**** THE DATA

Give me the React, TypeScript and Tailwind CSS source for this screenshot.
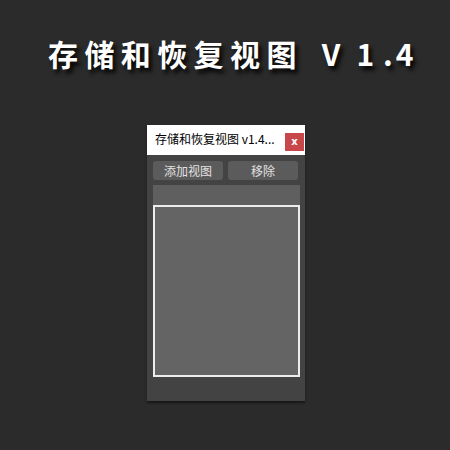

********
**** THE DATA

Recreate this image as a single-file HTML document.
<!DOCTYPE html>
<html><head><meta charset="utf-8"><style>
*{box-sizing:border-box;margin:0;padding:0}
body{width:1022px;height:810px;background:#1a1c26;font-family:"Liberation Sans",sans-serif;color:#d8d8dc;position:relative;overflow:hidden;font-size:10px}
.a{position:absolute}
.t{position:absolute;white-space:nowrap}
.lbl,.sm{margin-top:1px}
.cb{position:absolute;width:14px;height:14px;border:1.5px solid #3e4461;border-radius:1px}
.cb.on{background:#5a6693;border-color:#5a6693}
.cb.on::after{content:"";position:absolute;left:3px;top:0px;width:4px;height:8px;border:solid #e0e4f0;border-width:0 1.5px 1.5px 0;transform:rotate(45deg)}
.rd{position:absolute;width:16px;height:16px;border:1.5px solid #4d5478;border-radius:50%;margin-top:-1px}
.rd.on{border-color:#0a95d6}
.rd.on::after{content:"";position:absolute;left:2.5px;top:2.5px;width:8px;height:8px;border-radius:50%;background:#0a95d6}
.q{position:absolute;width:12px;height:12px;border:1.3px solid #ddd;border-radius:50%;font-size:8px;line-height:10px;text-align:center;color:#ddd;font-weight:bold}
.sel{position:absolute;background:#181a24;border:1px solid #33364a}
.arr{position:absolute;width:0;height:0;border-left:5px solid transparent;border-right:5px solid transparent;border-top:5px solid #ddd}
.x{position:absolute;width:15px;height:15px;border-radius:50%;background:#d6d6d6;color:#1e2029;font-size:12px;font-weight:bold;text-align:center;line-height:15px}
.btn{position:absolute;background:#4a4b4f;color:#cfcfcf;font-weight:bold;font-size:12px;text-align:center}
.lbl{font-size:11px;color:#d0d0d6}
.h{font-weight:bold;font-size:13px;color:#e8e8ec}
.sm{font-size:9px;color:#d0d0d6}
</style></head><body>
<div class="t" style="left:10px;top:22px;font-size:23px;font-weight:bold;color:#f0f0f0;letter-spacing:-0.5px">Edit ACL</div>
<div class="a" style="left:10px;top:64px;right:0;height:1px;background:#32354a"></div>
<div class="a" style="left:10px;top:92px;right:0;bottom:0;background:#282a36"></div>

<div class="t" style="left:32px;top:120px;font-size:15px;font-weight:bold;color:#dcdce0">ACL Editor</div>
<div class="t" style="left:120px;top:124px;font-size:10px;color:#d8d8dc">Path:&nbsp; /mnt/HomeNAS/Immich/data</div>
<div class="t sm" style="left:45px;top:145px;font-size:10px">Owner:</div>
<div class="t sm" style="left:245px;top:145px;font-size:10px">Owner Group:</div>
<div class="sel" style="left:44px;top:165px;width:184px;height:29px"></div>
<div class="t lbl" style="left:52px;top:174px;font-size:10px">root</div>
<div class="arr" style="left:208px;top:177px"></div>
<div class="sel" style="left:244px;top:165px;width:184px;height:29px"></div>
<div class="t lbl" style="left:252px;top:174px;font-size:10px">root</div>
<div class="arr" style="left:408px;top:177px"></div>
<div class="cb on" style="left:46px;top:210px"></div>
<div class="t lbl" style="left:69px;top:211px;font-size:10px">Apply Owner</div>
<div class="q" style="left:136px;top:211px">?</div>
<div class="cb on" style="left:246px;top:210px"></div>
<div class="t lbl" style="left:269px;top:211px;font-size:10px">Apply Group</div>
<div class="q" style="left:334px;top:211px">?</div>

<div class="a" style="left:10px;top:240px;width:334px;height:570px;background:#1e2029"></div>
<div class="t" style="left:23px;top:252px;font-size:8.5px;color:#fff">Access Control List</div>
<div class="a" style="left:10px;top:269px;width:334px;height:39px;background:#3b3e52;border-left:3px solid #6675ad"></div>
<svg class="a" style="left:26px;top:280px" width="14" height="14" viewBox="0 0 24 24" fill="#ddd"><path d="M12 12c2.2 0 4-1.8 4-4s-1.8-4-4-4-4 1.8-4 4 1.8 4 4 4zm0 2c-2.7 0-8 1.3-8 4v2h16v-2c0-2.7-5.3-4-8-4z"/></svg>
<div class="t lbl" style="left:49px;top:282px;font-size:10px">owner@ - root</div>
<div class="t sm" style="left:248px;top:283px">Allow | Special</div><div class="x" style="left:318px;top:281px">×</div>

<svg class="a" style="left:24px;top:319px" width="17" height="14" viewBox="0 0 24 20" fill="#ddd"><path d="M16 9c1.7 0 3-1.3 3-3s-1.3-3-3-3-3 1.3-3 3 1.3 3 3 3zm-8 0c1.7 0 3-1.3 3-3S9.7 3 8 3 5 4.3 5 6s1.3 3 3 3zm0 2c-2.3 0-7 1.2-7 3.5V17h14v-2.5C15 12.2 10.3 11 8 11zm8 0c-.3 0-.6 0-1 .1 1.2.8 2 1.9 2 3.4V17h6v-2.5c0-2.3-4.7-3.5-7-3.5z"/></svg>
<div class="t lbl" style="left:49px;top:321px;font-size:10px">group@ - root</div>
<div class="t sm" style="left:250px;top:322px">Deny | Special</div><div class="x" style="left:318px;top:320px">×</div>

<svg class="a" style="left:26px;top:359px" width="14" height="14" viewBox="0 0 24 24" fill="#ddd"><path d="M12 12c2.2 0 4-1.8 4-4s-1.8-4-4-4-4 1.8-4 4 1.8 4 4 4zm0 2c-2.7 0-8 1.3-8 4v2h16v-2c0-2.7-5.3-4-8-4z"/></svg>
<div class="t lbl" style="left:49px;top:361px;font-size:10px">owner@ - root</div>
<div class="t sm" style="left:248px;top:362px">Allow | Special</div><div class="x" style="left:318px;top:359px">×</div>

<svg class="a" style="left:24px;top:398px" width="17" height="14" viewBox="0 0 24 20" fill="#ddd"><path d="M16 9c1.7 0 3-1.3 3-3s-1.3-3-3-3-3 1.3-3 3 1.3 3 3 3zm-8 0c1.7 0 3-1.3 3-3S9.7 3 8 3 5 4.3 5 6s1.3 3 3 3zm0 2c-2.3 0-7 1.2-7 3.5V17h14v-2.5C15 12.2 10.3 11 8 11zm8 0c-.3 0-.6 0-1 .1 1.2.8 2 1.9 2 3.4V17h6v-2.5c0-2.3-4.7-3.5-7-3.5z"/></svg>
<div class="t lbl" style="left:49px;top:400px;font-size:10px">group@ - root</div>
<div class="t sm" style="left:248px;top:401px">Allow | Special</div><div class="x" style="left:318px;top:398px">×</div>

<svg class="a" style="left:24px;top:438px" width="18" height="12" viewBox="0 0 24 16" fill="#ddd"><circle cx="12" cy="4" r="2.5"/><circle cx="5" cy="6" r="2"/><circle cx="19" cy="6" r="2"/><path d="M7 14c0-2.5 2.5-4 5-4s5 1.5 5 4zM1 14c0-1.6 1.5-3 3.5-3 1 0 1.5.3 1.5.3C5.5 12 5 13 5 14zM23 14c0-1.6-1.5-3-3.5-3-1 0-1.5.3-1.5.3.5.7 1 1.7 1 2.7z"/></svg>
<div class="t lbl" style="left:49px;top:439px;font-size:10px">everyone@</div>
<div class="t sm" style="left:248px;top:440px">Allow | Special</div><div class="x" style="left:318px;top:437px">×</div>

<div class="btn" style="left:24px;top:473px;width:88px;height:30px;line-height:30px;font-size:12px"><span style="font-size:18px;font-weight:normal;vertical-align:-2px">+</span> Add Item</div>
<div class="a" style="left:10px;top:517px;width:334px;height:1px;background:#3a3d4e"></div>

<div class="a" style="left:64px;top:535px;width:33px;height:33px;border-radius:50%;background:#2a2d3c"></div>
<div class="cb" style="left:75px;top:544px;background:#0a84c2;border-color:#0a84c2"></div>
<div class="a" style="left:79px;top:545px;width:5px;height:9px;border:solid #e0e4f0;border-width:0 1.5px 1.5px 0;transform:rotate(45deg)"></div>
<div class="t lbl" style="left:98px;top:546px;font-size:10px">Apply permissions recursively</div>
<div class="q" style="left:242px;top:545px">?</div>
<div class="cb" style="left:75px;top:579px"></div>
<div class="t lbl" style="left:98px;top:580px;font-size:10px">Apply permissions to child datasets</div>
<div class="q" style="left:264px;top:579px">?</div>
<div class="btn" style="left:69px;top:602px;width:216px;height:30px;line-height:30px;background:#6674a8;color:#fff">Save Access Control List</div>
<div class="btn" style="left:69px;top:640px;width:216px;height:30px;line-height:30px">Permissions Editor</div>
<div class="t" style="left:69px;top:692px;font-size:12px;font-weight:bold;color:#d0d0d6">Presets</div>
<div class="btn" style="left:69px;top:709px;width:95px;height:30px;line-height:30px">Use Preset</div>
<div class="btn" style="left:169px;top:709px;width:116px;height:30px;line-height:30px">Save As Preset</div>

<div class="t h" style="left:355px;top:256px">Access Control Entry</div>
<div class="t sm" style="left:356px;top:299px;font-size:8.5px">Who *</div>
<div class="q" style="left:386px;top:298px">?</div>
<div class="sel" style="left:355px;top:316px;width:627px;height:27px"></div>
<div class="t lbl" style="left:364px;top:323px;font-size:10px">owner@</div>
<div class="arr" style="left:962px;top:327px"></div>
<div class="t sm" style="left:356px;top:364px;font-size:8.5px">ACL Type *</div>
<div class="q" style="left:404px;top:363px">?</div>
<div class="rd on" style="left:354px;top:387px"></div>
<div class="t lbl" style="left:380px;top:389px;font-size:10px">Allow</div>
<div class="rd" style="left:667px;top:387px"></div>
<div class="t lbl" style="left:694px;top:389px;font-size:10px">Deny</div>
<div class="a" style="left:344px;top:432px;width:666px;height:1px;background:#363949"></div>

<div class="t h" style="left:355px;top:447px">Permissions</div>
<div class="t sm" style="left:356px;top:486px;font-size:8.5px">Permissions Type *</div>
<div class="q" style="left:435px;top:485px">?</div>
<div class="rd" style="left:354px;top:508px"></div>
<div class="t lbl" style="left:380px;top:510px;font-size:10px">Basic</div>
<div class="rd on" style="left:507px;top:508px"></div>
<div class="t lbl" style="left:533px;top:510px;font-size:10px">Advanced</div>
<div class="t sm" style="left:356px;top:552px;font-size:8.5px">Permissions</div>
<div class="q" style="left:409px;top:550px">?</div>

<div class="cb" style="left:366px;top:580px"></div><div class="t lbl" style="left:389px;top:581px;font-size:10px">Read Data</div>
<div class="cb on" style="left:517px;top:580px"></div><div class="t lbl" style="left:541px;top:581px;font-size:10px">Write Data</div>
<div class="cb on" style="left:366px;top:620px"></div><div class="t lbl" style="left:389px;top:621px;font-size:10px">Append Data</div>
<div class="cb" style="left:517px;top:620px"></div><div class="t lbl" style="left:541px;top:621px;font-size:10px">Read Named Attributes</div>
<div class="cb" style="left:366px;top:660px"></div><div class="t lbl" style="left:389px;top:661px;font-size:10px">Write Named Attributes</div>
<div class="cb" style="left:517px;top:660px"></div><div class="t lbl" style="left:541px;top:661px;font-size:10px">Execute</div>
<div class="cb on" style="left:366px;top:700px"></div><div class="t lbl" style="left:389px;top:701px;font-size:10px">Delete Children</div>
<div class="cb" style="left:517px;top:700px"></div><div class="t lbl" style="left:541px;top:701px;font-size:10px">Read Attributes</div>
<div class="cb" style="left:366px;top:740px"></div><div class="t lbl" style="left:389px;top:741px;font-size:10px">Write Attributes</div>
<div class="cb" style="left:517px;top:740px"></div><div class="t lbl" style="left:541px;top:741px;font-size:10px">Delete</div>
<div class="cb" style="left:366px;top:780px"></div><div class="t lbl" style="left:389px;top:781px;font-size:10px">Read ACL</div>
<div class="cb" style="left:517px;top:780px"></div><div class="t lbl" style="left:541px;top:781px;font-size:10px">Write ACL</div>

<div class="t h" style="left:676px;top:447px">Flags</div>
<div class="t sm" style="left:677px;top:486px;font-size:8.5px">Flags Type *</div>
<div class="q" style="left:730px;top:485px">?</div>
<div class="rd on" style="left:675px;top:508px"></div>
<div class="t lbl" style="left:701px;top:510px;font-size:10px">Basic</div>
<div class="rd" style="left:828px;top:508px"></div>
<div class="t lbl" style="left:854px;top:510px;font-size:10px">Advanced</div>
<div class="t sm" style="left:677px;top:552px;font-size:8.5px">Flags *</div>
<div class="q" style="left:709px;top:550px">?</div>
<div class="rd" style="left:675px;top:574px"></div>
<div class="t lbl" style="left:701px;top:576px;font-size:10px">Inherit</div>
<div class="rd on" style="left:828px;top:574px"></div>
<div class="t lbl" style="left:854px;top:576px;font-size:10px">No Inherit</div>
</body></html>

********
**** THE DATA

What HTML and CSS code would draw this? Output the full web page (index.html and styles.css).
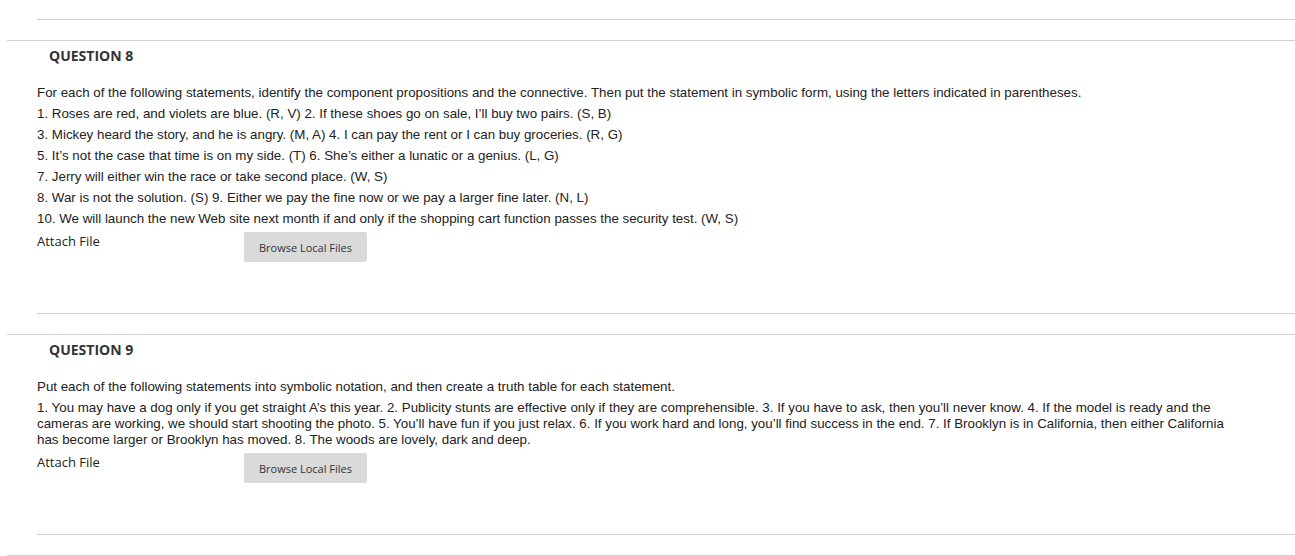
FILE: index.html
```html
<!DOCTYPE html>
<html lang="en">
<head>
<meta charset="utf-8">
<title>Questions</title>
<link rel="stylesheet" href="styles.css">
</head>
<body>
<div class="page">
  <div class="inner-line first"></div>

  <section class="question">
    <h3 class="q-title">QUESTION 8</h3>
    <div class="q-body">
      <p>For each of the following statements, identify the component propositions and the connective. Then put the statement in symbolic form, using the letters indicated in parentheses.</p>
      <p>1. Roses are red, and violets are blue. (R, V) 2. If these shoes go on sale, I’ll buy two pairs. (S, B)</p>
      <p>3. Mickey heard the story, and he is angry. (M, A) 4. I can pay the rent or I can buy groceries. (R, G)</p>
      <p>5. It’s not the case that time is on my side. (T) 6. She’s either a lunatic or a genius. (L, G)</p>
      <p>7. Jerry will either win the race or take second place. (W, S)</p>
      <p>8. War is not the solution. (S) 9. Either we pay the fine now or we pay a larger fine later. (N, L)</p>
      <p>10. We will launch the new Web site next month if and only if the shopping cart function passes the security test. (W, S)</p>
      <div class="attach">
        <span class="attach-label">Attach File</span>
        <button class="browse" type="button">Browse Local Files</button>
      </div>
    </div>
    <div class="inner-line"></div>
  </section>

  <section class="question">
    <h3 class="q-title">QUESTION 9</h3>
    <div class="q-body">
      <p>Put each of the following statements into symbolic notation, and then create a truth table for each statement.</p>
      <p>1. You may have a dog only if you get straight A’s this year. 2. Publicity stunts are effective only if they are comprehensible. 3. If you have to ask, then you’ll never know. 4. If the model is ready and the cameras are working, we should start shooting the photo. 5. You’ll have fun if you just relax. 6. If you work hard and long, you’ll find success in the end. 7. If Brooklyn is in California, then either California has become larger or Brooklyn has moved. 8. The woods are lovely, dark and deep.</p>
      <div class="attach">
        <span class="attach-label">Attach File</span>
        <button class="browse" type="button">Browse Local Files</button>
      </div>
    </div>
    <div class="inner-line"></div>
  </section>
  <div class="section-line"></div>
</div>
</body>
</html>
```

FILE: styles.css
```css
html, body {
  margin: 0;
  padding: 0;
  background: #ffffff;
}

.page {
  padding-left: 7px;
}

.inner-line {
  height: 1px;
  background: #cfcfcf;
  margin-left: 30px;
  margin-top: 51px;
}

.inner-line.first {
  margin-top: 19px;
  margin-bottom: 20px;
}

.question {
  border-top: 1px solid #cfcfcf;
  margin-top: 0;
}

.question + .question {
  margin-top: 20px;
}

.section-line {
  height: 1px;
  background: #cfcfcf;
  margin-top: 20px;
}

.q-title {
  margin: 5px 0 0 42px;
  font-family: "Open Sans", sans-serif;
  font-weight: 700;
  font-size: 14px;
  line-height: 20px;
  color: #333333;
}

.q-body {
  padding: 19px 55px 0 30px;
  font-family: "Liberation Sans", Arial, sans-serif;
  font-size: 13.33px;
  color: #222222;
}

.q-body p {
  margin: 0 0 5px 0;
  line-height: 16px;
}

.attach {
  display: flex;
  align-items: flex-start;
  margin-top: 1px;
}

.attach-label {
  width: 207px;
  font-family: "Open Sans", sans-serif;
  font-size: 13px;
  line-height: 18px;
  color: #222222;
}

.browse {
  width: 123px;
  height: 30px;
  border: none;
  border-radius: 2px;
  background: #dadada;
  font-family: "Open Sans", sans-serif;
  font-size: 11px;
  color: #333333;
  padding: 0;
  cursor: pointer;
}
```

********

__EXERCISE BRIEF__. From the data, collect all lines where the string "page" appears.

__ANSWER TO THE PROBLEM__.
What HTML and CSS code would draw this? Output the full web page (index.html and styles.css).
<div class="page">
.page {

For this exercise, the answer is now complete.